Previous Case Interpretations
The court acknowledged that the Minnesota Court of Appeals had previously addressed issues related to insured liability in the context of the MIGA Act but emphasized that it was not bound by those interpretations. It pointed out that while the appellate court had suggested that an insured might not be liable for amounts exceeding MIGA's payment cap, those decisions did not conclusively resolve the specific issue raised in this case. The Minnesota Supreme Court clarified that its decision to reformulate and answer the certified question was based on a fresh examination of the statutory language and legislative intent, rather than on the interpretations of lower courts.

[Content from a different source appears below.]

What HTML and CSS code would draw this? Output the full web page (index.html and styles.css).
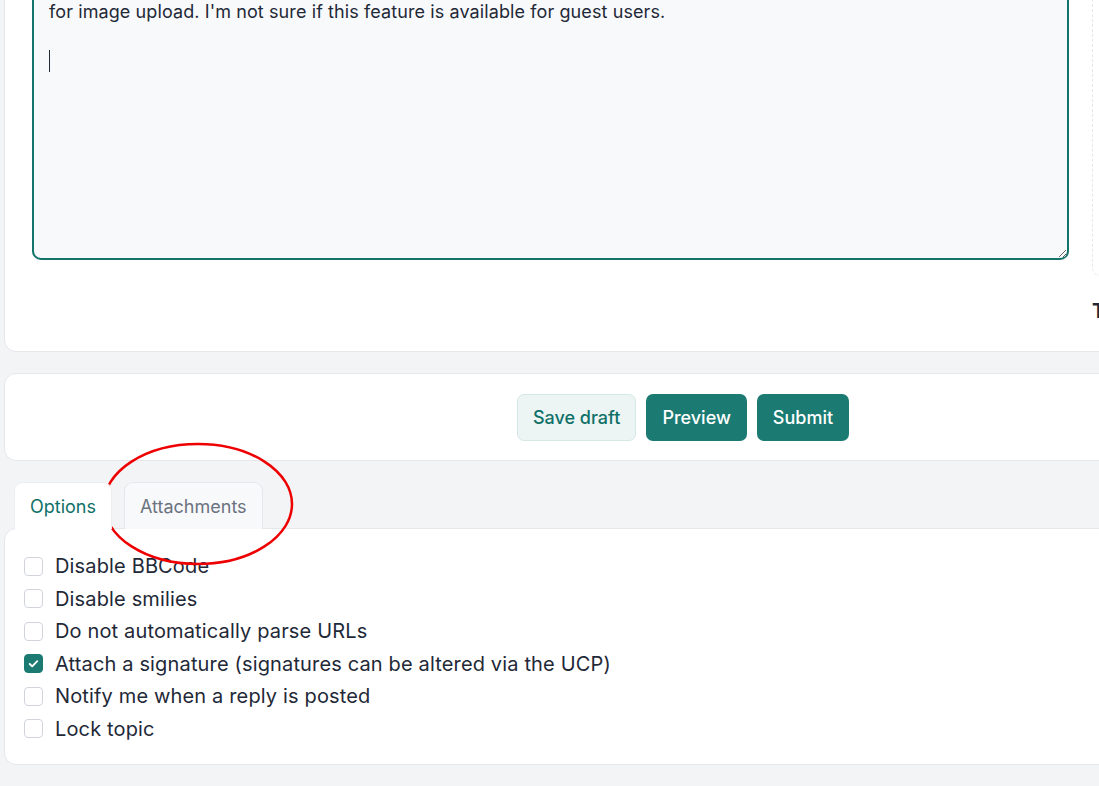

By doing so, the court positioned itself to provide a definitive ruling on the matter, setting a precedent for future cases concerning the extent of insured liability when an insurer becomes insolvent.
Conclusion on Insured's Liability
Ultimately, the Minnesota Supreme Court concluded that Dynamic Air, as the insured party, remained liable for any portion of Goodyear's claims that exceeded the $300,000 statutory maximum available from MIGA. The court's ruling established that MIGA's obligation to pay covered claims did not affect the insured's potential liability for claims above the payment limit. The decision reinforced the notion that the insured retains liability for damages that go beyond MIGA's coverage, thereby allowing Goodyear to pursue its claims against Dynamic Air for the remaining damages. This ruling not only clarified the scope of the MIGA Act but also underscored the importance of ensuring that claimants retain their rights to recover damages in cases involving insolvent insurers.